Issue: Sharpe >3.0, win rate >75%, profit factor >5.0

Solutions:

1. Likely overfitted to historical data
2. Test on out-of-sample period (different dates)
3. Check for look-ahead bias (using future data)
4. Verify realistic fees and slippage configured
5. If too-good-to-be-true persists, be very skeptical
6. Start with tiny deployment size to validate in live market

Next Steps

After backtesting strategies:

Improve underperforming strategies:

  • Use improve-trading-strategies skill to refine
  • Cost: $0.50-$4.00 per operation
  • Test improvements with this skill again

Deploy passing strategies (HIGH RISK):

  • Use deploy-live-trading skill ONLY after thorough testing
  • Cost: $0.50 deployment fee
  • Verify all pre-deployment checklist items passed
  • Start with small capital, monitor closely

Browse other strategies:

  • Use browse-robonet-data skill to see existing strategies
  • Compare your results to others
  • Learn from high-performing strategies

Summary

This skill provides strategy validation through backtesting:

  • 3 tools: run_backtest (crypto), run_prediction_market_backtest (Polymarket), get_latest_backtest_results (cached)
  • Cost: $0.001 per backtest (essentially free)
  • Execution: 20-60 seconds
  • Purpose: Validate strategy performance before risking capital

Core principle: Thorough backtesting (6+ months, multiple periods) is the only way to validate strategies. Past performance doesn’t guarantee future results, but lack of past performance guarantees future losses.

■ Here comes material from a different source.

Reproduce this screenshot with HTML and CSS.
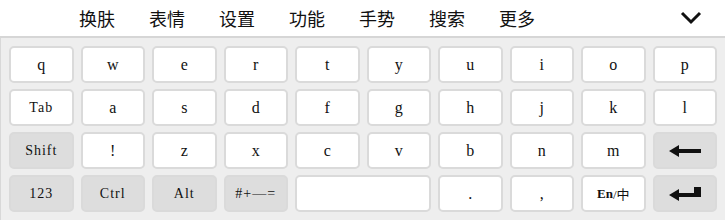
FILE: index.html
```html
<!DOCTYPE html>
<html lang="zh-CN">
<head>
    <meta charset="UTF-8">
    <meta name="viewport" content="width=device-width, initial-scale=1.0">
    <title>Keyboard</title>
    <link rel="stylesheet" href="styles.css">
</head>
<body>
    <div class="toolbar">
        <div class="menu">
            <span class="menu-item">换肤</span>
            <span class="menu-item">表情</span>
            <span class="menu-item">设置</span>
            <span class="menu-item">功能</span>
            <span class="menu-item">手势</span>
            <span class="menu-item">搜索</span>
            <span class="menu-item">更多</span>
        </div>
        <button class="collapse">
            <svg width="22" height="14" viewBox="0 0 22 14">
                <polyline points="2,2 11,11 20,2" fill="none" stroke="#111" stroke-width="3"/>
            </svg>
        </button>
    </div>

    <div class="keyboard">
        <!-- row 1 -->
        <div class="key">q</div>
        <div class="key">w</div>
        <div class="key">e</div>
        <div class="key">r</div>
        <div class="key">t</div>
        <div class="key">y</div>
        <div class="key">u</div>
        <div class="key">i</div>
        <div class="key">o</div>
        <div class="key">p</div>
        <!-- row 2 -->
        <div class="key label">Tab</div>
        <div class="key">a</div>
        <div class="key">s</div>
        <div class="key">d</div>
        <div class="key">f</div>
        <div class="key">g</div>
        <div class="key">h</div>
        <div class="key">j</div>
        <div class="key">k</div>
        <div class="key">l</div>
        <!-- row 3 -->
        <div class="key label fn">Shift</div>
        <div class="key">!</div>
        <div class="key">z</div>
        <div class="key">x</div>
        <div class="key">c</div>
        <div class="key">v</div>
        <div class="key">b</div>
        <div class="key">n</div>
        <div class="key">m</div>
        <div class="key fn">
            <svg width="32" height="12" viewBox="0 0 32 12">
                <polygon points="0,6 10,0 10,4 32,4 32,8 10,8 10,12" fill="#111"/>
            </svg>
        </div>
        <!-- row 4 -->
        <div class="key label fn">123</div>
        <div class="key label fn">Ctrl</div>
        <div class="key label fn">Alt</div>
        <div class="key label fn">#+—=</div>
        <div class="key space"></div>
        <div class="key">.</div>
        <div class="key">,</div>
        <div class="key lang"><b>En</b>/中</div>
        <div class="key fn">
            <svg width="32" height="14" viewBox="0 0 32 14">
                <polygon points="0,8 10,2 10,6 25,6 25,0 32,0 32,10 10,10 10,14" fill="#111"/>
            </svg>
        </div>
    </div>
</body>
</html>
```

FILE: styles.css
```css
body {
    margin: 0;
    width: 725px;
    height: 220px;
    background-color: #eeeeee;
    font-family: "Liberation Serif", serif;
    overflow: hidden;
}

.toolbar {
    display: flex;
    align-items: center;
    justify-content: space-between;
    height: 36px;
    background-color: #fff;
    border-bottom: 2px solid #d6d6d6;
}

.menu {
    display: flex;
    padding-left: 79px;
}

.menu-item {
    width: 70px;
    font-family: "Noto Sans CJK SC", sans-serif;
    font-size: 18px;
    color: #111;
}

.collapse {
    display: flex;
    align-items: center;
    justify-content: center;
    width: 40px;
    height: 36px;
    margin-right: 14px;
    padding: 0;
    background: none;
    border: none;
}

.keyboard {
    display: grid;
    grid-template-columns: repeat(10, 1fr);
    grid-auto-rows: 37px;
    gap: 6px 7px;
    padding: 8px;
    border-left: 1px solid #d8d8d8;
}

.key {
    display: flex;
    align-items: center;
    justify-content: center;
    background-color: #fff;
    border: 2px solid #dadada;
    border-radius: 5px;
    font-size: 16px;
    color: #111;
}

.key.label {
    font-size: 14px;
    letter-spacing: 1px;
}

.key.fn {
    background-color: #dddddd;
}

.key.space {
    grid-column: span 2;
}

.key.lang {
    font-family: "Liberation Serif", "Noto Sans CJK SC", serif;
    font-size: 13px;
    letter-spacing: 0;
}
```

Critical warning: NEVER deploy strategies without backtesting. Backtesting is cheap ($0.001) and fast (20-60s). Deploying untested strategies risks real capital and will almost certainly result in losses.

Pre-deployment checklist: Verify Sharpe >1.0, drawdown <20%, win rate 45-65%, profit factor >1.5, 50+ trades, tested on 6+ months, multi-period validation, realistic fees/slippage, no red flags. If ANY item fails, improve strategy before deploying.

Best practice: Test → Improve → Test → Improve (iterate). Each improvement should be validated with new backtest on same data to confirm actual improvement vs. noise.